* **What this task involves**
Go through the listing and pick out each line with the word "index" in it.

* **Data shown**
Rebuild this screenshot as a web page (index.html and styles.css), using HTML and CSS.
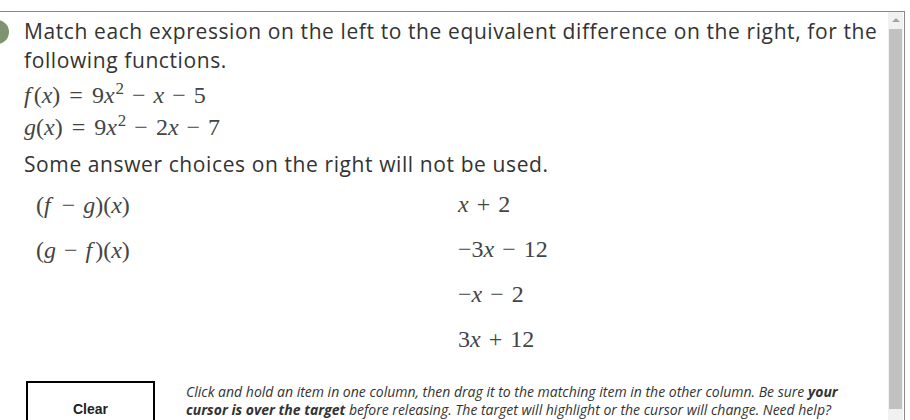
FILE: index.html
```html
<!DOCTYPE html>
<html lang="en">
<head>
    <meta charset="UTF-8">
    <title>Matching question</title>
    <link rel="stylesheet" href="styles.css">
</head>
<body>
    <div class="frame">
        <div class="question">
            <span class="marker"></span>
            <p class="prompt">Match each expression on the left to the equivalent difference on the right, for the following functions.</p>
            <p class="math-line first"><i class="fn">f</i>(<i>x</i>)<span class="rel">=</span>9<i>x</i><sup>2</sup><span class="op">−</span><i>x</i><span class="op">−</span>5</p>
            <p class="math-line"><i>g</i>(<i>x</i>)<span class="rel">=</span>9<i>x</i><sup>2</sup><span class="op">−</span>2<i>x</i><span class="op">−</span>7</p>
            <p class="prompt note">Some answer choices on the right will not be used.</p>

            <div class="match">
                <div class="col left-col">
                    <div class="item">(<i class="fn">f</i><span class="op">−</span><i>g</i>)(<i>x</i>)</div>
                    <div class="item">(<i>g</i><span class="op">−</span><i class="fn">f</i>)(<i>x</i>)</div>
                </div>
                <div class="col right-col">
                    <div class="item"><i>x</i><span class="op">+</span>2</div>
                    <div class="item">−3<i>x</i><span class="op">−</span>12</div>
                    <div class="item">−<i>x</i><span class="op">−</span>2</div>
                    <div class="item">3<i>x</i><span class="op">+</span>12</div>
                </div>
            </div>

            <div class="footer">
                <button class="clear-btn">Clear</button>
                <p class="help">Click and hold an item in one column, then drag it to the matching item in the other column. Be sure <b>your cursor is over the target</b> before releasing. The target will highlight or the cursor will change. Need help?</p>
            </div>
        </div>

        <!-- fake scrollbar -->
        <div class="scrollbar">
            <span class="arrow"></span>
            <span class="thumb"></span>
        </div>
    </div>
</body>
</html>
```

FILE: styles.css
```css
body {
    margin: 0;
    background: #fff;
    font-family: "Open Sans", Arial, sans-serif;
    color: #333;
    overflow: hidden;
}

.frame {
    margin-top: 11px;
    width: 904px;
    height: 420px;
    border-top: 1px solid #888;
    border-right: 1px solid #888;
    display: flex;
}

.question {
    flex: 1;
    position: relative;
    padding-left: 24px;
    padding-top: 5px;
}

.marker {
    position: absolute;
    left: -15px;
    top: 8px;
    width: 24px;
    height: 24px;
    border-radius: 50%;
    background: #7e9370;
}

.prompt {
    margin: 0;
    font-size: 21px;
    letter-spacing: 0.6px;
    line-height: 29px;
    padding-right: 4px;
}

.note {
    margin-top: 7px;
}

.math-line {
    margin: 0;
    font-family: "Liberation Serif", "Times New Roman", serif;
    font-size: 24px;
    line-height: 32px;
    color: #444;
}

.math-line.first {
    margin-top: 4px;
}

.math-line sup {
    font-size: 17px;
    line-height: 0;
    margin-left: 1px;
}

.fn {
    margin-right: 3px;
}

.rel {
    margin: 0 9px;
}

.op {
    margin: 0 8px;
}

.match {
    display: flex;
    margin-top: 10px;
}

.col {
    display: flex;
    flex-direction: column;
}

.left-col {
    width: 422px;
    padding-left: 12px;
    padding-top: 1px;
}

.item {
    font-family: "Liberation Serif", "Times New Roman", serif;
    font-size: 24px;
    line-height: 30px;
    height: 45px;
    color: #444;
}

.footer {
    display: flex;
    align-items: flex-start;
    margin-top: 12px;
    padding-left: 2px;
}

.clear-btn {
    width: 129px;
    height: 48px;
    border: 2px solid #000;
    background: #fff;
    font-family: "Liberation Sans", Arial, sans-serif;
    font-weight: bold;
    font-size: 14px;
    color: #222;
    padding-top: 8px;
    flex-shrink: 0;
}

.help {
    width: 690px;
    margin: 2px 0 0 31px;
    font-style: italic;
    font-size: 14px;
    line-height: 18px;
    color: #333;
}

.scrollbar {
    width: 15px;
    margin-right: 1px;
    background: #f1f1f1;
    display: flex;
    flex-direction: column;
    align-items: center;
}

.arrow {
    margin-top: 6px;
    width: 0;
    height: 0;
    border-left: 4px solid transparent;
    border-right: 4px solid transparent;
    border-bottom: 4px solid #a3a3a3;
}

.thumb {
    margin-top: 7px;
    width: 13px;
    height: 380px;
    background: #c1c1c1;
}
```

* **Output below**
Rebuild this screenshot as a web page (index.html and styles.css), using HTML and CSS.
FILE: index.html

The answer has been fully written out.